* **The records**
──────────

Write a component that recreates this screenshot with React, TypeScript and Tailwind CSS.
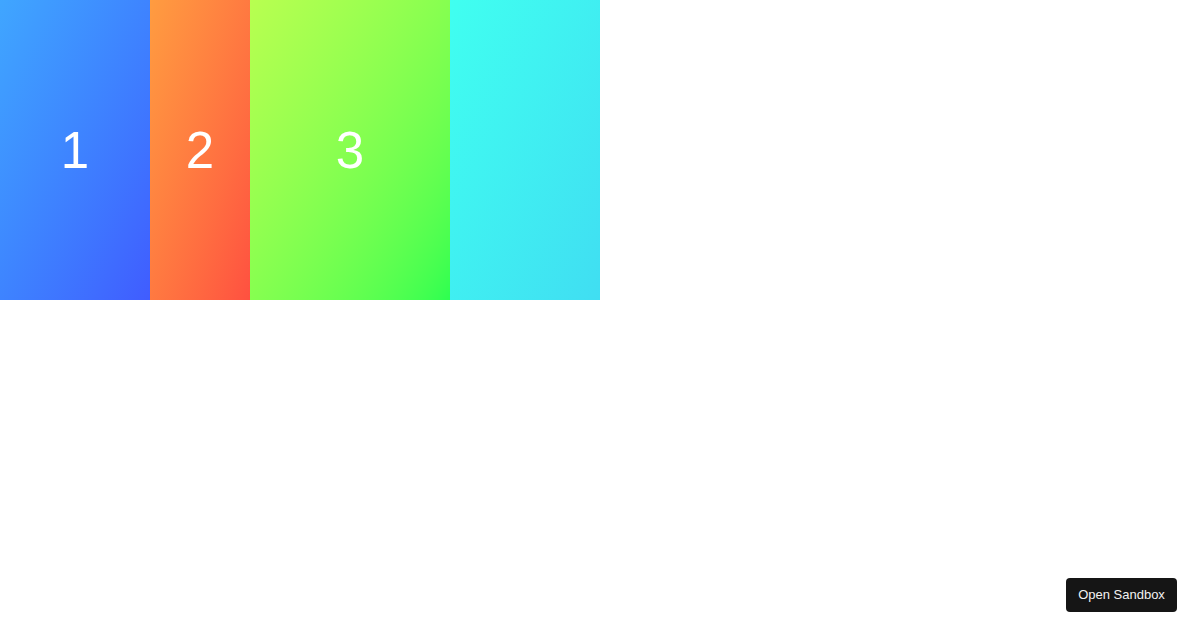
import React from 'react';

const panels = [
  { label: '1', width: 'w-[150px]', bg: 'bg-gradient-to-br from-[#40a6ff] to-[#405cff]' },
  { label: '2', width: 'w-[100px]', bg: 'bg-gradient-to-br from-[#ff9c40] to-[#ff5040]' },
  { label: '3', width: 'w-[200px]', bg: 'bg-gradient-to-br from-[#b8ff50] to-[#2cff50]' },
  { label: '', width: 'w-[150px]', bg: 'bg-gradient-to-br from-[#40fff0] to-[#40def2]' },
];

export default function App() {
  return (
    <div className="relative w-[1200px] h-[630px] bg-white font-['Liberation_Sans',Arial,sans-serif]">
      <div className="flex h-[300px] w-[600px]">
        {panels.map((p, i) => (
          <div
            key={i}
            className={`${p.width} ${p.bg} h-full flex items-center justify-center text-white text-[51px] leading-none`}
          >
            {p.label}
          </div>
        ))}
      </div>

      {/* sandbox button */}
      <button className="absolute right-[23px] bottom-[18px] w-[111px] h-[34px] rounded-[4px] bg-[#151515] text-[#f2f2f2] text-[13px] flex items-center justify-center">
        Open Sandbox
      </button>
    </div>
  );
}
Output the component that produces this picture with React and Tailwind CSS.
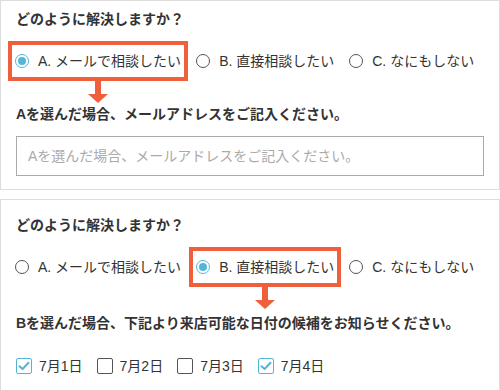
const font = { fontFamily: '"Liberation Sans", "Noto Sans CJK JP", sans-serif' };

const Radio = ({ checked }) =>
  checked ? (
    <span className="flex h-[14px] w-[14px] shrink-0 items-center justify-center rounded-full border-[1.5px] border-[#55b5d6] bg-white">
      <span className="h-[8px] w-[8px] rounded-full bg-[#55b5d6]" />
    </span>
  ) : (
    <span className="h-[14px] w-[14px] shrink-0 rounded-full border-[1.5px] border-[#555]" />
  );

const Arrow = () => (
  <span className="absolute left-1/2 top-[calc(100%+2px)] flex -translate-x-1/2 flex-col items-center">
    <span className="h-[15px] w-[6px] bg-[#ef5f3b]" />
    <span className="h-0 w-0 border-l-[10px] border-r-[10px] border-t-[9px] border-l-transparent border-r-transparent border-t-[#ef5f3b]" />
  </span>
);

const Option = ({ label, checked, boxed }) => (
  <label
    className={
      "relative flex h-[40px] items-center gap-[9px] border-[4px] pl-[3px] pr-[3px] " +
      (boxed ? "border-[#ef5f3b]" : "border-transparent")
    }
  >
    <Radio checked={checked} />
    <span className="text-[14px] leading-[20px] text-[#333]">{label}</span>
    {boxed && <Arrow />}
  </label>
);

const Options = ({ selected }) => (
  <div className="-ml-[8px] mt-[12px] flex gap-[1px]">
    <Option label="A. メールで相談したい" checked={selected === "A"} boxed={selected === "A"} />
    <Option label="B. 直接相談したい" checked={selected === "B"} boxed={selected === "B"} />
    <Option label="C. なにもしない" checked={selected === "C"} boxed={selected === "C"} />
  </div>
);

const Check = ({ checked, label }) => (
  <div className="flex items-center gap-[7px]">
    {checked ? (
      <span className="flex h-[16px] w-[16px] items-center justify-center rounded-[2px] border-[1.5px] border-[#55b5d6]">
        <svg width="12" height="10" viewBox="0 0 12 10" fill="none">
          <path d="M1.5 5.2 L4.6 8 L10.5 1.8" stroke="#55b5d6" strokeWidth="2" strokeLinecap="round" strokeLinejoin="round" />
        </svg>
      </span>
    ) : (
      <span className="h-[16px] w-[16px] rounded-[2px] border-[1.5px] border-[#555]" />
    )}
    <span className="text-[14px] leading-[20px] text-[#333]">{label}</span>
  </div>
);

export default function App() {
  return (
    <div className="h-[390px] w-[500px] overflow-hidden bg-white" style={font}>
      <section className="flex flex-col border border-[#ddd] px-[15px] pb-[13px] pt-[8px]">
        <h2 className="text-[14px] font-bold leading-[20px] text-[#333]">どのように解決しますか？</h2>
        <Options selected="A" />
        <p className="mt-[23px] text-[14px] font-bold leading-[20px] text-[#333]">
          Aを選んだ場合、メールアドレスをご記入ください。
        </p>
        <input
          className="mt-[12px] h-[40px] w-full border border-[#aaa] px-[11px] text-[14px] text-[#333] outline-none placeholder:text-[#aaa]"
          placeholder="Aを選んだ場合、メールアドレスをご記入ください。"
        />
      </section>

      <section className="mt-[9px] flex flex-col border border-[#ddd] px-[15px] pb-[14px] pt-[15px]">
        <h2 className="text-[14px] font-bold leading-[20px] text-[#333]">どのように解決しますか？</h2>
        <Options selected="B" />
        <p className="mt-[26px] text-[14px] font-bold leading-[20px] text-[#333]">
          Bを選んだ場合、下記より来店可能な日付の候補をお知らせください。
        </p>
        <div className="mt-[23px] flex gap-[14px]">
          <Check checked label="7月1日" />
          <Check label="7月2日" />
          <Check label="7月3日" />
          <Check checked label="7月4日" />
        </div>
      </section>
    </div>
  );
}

──────────

* **Brief**
Working from the listing above, pick out every line that has "this" and copy it.

* **Expected answer**
Write a component that recreates this screenshot with React, TypeScript and Tailwind CSS.
Output the component that produces this picture with React and Tailwind CSS.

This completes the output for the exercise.